BEGIN
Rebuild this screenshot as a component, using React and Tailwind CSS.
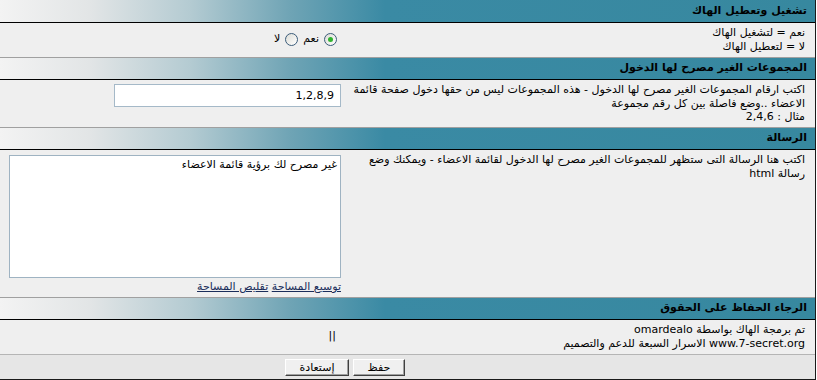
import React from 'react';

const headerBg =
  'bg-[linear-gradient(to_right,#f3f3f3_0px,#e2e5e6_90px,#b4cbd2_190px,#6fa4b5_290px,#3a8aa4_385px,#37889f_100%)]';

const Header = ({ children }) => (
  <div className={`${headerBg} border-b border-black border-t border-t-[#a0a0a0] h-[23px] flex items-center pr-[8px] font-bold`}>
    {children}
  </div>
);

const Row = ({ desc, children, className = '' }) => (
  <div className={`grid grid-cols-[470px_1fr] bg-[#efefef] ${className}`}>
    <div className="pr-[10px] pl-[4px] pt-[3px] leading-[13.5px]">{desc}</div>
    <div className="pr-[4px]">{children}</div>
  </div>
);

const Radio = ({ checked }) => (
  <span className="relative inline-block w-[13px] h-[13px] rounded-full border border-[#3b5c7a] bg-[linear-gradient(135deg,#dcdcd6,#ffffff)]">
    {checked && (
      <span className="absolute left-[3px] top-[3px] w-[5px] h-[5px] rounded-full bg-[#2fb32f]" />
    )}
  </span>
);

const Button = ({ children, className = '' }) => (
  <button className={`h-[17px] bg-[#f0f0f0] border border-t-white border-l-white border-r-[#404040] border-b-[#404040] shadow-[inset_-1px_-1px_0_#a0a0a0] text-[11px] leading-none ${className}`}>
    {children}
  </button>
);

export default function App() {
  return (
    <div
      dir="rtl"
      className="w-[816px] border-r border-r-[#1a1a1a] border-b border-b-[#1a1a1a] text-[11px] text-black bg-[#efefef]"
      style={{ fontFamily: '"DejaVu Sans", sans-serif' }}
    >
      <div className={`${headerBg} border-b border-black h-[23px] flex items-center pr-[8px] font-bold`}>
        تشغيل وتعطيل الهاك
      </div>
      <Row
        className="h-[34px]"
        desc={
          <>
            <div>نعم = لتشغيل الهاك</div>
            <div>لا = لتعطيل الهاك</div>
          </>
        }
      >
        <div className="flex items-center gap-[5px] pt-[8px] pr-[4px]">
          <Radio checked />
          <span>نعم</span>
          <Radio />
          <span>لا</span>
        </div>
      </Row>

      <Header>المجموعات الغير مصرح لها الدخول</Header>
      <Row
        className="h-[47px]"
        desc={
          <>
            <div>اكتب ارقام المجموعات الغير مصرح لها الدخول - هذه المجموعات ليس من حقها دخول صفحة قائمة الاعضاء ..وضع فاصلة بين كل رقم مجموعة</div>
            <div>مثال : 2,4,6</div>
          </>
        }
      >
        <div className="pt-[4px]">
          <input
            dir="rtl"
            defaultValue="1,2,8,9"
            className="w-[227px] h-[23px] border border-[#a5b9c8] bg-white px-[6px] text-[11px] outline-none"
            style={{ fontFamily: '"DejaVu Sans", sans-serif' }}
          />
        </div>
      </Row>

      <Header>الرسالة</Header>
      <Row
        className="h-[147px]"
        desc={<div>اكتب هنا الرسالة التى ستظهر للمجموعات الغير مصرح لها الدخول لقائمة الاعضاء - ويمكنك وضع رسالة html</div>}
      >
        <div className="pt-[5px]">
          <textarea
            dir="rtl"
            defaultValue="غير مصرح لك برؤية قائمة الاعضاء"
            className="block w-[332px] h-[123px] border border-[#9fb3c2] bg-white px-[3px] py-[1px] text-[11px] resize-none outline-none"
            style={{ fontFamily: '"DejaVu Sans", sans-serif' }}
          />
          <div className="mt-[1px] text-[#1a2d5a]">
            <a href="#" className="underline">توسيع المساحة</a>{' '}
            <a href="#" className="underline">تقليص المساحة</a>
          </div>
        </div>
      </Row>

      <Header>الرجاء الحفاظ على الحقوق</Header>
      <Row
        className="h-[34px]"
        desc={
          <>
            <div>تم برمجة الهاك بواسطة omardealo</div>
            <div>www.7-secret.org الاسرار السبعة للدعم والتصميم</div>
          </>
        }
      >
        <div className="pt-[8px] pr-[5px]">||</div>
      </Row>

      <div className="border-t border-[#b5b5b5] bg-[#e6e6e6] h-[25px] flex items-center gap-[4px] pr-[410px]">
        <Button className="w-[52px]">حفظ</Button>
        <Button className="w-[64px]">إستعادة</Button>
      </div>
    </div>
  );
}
END
BEGIN
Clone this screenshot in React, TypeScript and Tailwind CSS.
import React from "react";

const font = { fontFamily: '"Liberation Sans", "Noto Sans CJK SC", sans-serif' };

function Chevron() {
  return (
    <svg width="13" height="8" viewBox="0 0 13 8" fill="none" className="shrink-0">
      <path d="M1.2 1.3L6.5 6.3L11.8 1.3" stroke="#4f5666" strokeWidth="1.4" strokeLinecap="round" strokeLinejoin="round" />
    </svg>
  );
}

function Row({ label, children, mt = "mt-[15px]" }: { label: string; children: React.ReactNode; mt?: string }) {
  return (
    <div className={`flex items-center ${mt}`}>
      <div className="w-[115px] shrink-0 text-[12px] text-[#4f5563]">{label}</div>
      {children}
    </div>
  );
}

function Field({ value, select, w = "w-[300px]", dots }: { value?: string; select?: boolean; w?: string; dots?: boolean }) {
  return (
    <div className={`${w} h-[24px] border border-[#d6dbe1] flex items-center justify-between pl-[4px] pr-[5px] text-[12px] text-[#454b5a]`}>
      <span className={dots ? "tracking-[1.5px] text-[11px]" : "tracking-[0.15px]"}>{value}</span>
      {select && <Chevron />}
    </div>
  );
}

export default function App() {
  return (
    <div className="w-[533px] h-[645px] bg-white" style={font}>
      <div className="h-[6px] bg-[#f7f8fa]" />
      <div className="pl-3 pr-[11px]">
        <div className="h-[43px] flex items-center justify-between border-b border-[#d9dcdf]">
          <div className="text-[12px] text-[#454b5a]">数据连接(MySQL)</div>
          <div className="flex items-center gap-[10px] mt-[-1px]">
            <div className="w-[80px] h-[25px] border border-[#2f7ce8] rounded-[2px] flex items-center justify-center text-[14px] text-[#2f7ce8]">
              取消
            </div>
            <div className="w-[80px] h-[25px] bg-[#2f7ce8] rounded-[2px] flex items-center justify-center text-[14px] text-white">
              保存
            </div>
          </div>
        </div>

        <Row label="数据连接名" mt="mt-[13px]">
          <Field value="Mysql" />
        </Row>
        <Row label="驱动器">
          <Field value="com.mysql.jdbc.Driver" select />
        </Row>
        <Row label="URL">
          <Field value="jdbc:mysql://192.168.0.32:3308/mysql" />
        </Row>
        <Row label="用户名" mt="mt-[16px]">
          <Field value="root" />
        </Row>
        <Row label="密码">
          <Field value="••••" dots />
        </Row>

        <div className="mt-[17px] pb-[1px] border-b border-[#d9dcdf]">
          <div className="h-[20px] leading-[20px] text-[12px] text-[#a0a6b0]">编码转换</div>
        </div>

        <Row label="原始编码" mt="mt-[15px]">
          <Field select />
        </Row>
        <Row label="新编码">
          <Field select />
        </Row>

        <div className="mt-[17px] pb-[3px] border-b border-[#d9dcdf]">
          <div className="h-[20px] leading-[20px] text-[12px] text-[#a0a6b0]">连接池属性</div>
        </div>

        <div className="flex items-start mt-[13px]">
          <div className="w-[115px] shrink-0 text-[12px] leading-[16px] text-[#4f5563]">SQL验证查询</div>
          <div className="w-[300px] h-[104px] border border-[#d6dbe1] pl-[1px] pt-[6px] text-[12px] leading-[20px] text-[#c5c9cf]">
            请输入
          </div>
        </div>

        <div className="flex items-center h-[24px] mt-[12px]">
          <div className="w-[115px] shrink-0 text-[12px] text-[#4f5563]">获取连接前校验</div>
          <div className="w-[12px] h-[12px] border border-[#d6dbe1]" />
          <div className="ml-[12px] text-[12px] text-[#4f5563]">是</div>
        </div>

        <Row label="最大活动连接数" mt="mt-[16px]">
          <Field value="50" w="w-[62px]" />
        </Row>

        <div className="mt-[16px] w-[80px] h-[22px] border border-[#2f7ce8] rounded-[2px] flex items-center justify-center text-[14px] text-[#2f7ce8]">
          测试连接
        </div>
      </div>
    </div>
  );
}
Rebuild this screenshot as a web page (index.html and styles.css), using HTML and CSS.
END
BEGIN
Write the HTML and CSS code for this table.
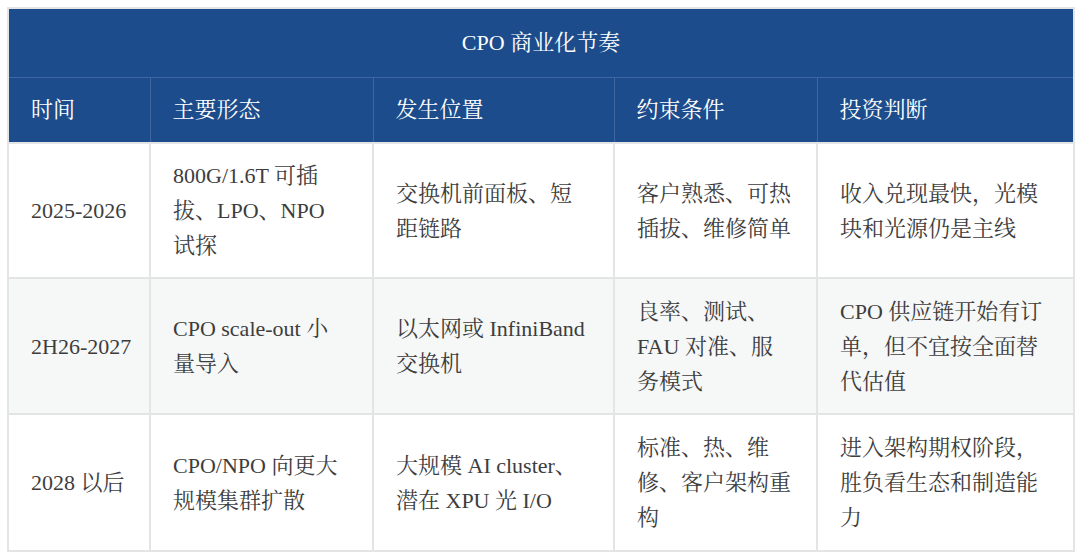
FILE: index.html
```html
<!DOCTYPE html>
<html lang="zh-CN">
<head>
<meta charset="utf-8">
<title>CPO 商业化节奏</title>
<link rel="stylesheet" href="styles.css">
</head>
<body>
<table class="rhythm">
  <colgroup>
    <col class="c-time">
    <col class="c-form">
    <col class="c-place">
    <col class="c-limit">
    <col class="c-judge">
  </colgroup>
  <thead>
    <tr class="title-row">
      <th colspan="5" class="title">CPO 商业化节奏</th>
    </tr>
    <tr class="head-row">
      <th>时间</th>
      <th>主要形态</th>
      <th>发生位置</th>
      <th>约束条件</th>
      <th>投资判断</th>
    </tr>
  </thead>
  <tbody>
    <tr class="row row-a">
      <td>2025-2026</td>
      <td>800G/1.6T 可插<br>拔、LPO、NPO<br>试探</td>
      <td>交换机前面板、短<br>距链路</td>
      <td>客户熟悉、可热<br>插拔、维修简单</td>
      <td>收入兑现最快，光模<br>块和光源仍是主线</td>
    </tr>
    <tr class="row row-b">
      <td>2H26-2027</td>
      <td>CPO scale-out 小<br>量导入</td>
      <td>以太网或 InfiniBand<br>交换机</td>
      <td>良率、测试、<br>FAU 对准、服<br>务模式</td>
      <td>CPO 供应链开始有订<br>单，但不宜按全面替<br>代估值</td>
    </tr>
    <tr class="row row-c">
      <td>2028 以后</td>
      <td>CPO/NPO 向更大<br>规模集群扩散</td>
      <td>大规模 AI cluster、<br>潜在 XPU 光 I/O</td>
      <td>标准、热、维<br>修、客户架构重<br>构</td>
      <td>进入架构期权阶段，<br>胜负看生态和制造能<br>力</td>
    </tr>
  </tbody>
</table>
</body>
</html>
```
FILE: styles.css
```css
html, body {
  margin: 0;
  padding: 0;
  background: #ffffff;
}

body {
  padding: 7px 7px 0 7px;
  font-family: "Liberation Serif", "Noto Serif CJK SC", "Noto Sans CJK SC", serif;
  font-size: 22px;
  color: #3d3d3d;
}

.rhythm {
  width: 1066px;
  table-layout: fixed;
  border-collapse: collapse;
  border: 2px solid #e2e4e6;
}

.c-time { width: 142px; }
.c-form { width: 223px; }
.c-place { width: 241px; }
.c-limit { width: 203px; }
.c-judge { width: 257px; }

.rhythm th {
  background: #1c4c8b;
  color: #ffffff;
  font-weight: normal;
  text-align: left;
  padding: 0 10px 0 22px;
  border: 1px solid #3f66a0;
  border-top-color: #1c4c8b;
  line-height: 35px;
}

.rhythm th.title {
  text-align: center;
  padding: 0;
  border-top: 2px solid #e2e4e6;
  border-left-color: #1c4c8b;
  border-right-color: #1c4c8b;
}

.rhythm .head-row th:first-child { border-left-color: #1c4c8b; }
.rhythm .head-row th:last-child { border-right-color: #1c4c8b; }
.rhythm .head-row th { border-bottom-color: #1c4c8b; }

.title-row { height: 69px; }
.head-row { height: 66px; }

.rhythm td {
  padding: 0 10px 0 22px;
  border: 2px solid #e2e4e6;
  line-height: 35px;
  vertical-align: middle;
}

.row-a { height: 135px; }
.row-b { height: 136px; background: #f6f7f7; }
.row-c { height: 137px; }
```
END
Pull out each line holding the string "this".

Rebuild this screenshot as a component, using React and Tailwind CSS.
Clone this screenshot in React, TypeScript and Tailwind CSS.
Rebuild this screenshot as a web page (index.html and styles.css), using HTML and CSS.
Write the HTML and CSS code for this table.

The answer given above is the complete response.